The output needs to be something like this:
1 - A
2 - B
I cannot modify the documents themselves, this is what I have to work with, and now the question is - how to link the elements based on the identifier as efficiently as possible? I'm talking about the way to do this, maybe a different way to think about this, not the actual code, since it will be quite different in the end anyway.

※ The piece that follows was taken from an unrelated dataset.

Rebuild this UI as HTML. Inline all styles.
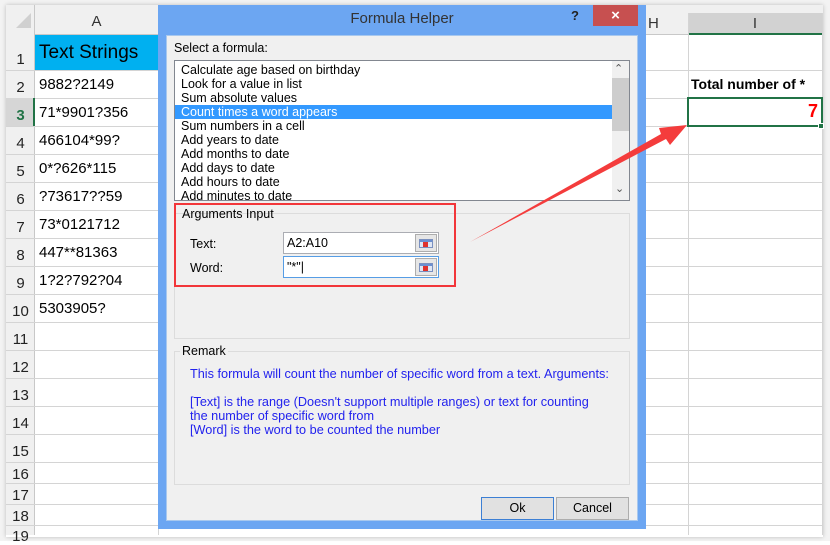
<!DOCTYPE html>
<html><head><meta charset="utf-8"><style>
*{margin:0;padding:0;box-sizing:border-box}
body{width:830px;height:541px;background:#fff;position:relative;overflow:hidden;font-family:"Liberation Sans",sans-serif}
.a{position:absolute}
.hl{position:absolute;height:1px;background:#d4d4d4}
.vl{position:absolute;width:1px;background:#d4d4d4}
.rh{position:absolute;left:6px;width:29px;font-size:15px;color:#222;text-align:center}
.cell{position:absolute;left:39px;font-size:15px;color:#000}
.li{height:14px;line-height:14px;font-size:12.5px;padding-left:6px;color:#000;white-space:nowrap}
</style></head><body>
<div class="a" style="left:0;top:0;width:830px;height:541px;background:#f3f3f3"></div>
<div class="a" style="left:6px;top:5px;width:817px;height:532px;background:#fff;box-shadow:0 0 4px #bbb"></div>
<div class="a" style="left:6px;top:5px;width:817px;height:30px;background:#f0f0f0;border-bottom:1px solid #c8c8c8"></div>
<div class="a" style="left:6px;top:5px;width:29px;height:530px;background:#f0f0f0;border-right:1px solid #c8c8c8"></div>
<div class="a" style="left:16px;top:13px;width:0;height:0;border-left:15px solid transparent;border-bottom:15px solid #d0d0d0"></div>
<div class="a" style="left:35px;top:13px;width:123px;text-align:center;font-size:15px;color:#333">A</div>
<div class="a" style="left:648px;top:15px;font-size:15px;color:#333">H</div>
<div class="a" style="left:688px;top:13px;width:134px;height:22px;background:#d2d2d2;border-bottom:2px solid #217346;text-align:center;font-size:15px;color:#333;line-height:22px">I</div>
<div class="vl" style="left:688px;top:13px;height:522px"></div>
<div class="vl" style="left:822px;top:13px;height:522px"></div>
<div class="vl" style="left:158px;top:13px;height:522px"></div>
<div class="hl" style="left:6px;top:70px;width:817px"></div>
<div class="hl" style="left:6px;top:98px;width:817px"></div>
<div class="hl" style="left:6px;top:126px;width:817px"></div>
<div class="hl" style="left:6px;top:154px;width:817px"></div>
<div class="hl" style="left:6px;top:182px;width:817px"></div>
<div class="hl" style="left:6px;top:210px;width:817px"></div>
<div class="hl" style="left:6px;top:238px;width:817px"></div>
<div class="hl" style="left:6px;top:266px;width:817px"></div>
<div class="hl" style="left:6px;top:294px;width:817px"></div>
<div class="hl" style="left:6px;top:322px;width:817px"></div>
<div class="hl" style="left:6px;top:350px;width:817px"></div>
<div class="hl" style="left:6px;top:378px;width:817px"></div>
<div class="hl" style="left:6px;top:406px;width:817px"></div>
<div class="hl" style="left:6px;top:434px;width:817px"></div>
<div class="hl" style="left:6px;top:462px;width:817px"></div>
<div class="hl" style="left:6px;top:483px;width:817px"></div>
<div class="hl" style="left:6px;top:504px;width:817px"></div>
<div class="hl" style="left:6px;top:525px;width:817px"></div>
<div class="a" style="left:6px;top:98px;width:29px;height:28px;background:#d6d6d6;border-right:2px solid #217346"></div>
<div class="rh" style="top:51px">1</div><div class="rh" style="top:79px">2</div><div class="rh" style="top:107px;color:#217346;font-weight:bold">3</div>
<div class="rh" style="top:135px">4</div><div class="rh" style="top:163px">5</div><div class="rh" style="top:191px">6</div>
<div class="rh" style="top:219px">7</div><div class="rh" style="top:247px">8</div><div class="rh" style="top:275px">9</div>
<div class="rh" style="top:303px">10</div><div class="rh" style="top:331px">11</div><div class="rh" style="top:359px">12</div>
<div class="rh" style="top:387px">13</div><div class="rh" style="top:415px">14</div><div class="rh" style="top:443px">15</div>
<div class="rh" style="top:466px">16</div><div class="rh" style="top:487px">17</div><div class="rh" style="top:508px">18</div><div class="rh" style="top:528px">19</div>
<div class="a" style="left:35px;top:35px;width:123px;height:35px;background:#00b0f0"></div>
<div class="cell" style="top:42px;font-size:19px">Text Strings</div>
<div class="cell" style="top:76px">9882?2149</div>
<div class="cell" style="top:104px">71*9901?356</div>
<div class="cell" style="top:132px">466104*99?</div>
<div class="cell" style="top:160px">0*?626*115</div>
<div class="cell" style="top:188px">?73617??59</div>
<div class="cell" style="top:216px">73*0121712</div>
<div class="cell" style="top:244px">447**81363</div>
<div class="cell" style="top:272px">1?2?792?04</div>
<div class="cell" style="top:300px">5303905?</div>
<div class="a" style="left:691px;top:76px;font-size:14px;font-weight:bold;white-space:nowrap">Total number of *</div>
<div class="a" style="left:687px;top:97px;width:136px;height:30px;border:2px solid #217346"></div>
<div class="a" style="left:818px;top:123px;width:6px;height:6px;background:#217346;border:1px solid #fff"></div>
<div class="a" style="left:790px;top:101px;width:28px;text-align:right;font-size:18px;font-weight:bold;color:#f00">7</div>
<div class="a" style="left:158px;top:5px;width:488px;height:524px;background:#6ca6f2"></div>
<div class="a" style="left:158px;top:10px;width:488px;text-align:center;font-size:15px;color:#333">Formula Helper</div>
<div class="a" style="left:571px;top:8px;font-size:13px;font-weight:bold;color:#222">?</div>
<div class="a" style="left:593px;top:5px;width:45px;height:21px;background:#c75050;color:#fff;text-align:center;font-size:15px;font-weight:bold;line-height:21px">×</div>
<div class="a" style="left:166px;top:35px;width:472px;height:486px;background:#f0f0f0;border:1px solid #a8c8ee"></div>
<div class="a" style="left:174px;top:41px;font-size:12.5px">Select a formula:</div>
<div class="a" style="left:174px;top:60px;width:456px;height:141px;background:#fff;border:1px solid #828790;overflow:hidden;padding-top:2px">
<div class="li">Calculate age based on birthday</div>
<div class="li">Look for a value in list</div>
<div class="li">Sum absolute values</div>
<div class="li" style="background:#3399ff;color:#fff;width:437px">Count times a word appears</div>
<div class="li">Sum numbers in a cell</div>
<div class="li">Add years to date</div>
<div class="li">Add months to date</div>
<div class="li">Add days to date</div>
<div class="li">Add hours to date</div>
<div class="li">Add minutes to date</div>
</div>
<div class="a" style="left:612px;top:61px;width:17px;height:139px;background:#f0f0f0"></div>
<div class="a" style="left:612px;top:78px;width:17px;height:53px;background:#cdcdcd"></div>
<div class="a" style="left:614px;top:62px;font-size:11px;color:#555">&#8963;</div>
<div class="a" style="left:615px;top:182px;font-size:11px;color:#555">&#8964;</div>
<div class="a" style="left:174px;top:213px;width:456px;height:126px;border:1px solid #dcdcdc"></div>
<div class="a" style="left:174px;top:203px;width:282px;height:84px;border:2px solid #f2363a"></div>
<div class="a" style="left:182px;top:207px;font-size:12.5px">Arguments Input</div>
<div class="a" style="left:190px;top:237px;font-size:12.5px">Text:</div>
<div class="a" style="left:190px;top:261px;font-size:12.5px">Word:</div>
<div class="a" style="left:283px;top:232px;width:156px;height:22px;background:#fff;border:1px solid #abadb3;font-size:12.5px;padding:3px 3px">A2:A10</div>
<div class="a" style="left:283px;top:256px;width:156px;height:22px;background:#fff;border:1px solid #569de5;font-size:12.5px;padding:3px 3px">"*"|</div>
<div class="a" style="left:415px;top:234px;width:22px;height:18px;background:#e6e6e6;border:1px solid #adadad"><div style="margin:4px 3px;width:14px;height:9px;background:linear-gradient(#6a8fd0 0 30%,#dfe6f3 30%);border:1px solid #7a90c0"><div style="margin:2px 3px;width:5px;height:5px;background:#e0312c"></div></div></div>
<div class="a" style="left:415px;top:258px;width:22px;height:18px;background:#e6e6e6;border:1px solid #adadad"><div style="margin:4px 3px;width:14px;height:9px;background:linear-gradient(#6a8fd0 0 30%,#dfe6f3 30%);border:1px solid #7a90c0"><div style="margin:2px 3px;width:5px;height:5px;background:#e0312c"></div></div></div>
<div class="a" style="left:174px;top:351px;width:456px;height:134px;border:1px solid #dcdcdc"></div>
<div class="a" style="left:180px;top:344px;font-size:12.5px;background:#f0f0f0;padding:0 2px">Remark</div>
<div class="a" style="left:190px;top:367px;font-size:12.7px;color:#2222ee;line-height:14px;width:440px;white-space:nowrap">This formula will count the number of specific word from a text. Arguments:<br><br>[Text] is the range (Doesn't support multiple ranges) or text for counting<br>the number of specific word from<br>[Word] is the word to be counted the number</div>
<div class="a" style="left:481px;top:497px;width:73px;height:23px;background:#e1e1e1;border:1px solid #3c7fd4;text-align:center;font-size:12.5px;line-height:21px">Ok</div>
<div class="a" style="left:556px;top:497px;width:73px;height:23px;background:#e1e1e1;border:1px solid #adadad;text-align:center;font-size:12.5px;line-height:21px">Cancel</div>
<svg class="a" style="left:0;top:0" width="830" height="541"><polygon points="470,242 661,134 659,128 687,125 670,145 666,139" fill="#f43c3c"/></svg>
</body></html>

I have tried looping over the routes and then finding the points using FLWOR:
for $route in doc('routes.xml')/routes/route
return concat(
$route/name/text(),
' - ',
doc('points.xml')/points/point[./identifier/text() = substring-after($route/pointLink/@xlink:href, 'urn:uuid:')]/name/text()
)
That didn't work out really well (took almost an hour to complete). Similar story with this approach too:
for $route in doc('routes.xml')/routes/route,
$point in doc('points.xml')/points/point[./identifier/text() = substring-after($route/pointLink/@xlink:href, 'urn:uuid:')]
return concat(
$route/name/text(),
' - ',
$point/name/text()
)
In the end, I will need to use more sub elements from point/route in the output so I think I have to iterate over them with for and then concat the output, but maybe I am wrong, which is why I am asking here.
Is there something I am overlooking, or is there simply no faster way to do this?
The problem was indeed indexing, as Martin Honnen said in comment. Simply creating an attribute index (CREATE INDEX attribute) helped to reduce the query time from ~45 minutes to less than a second. Incredible.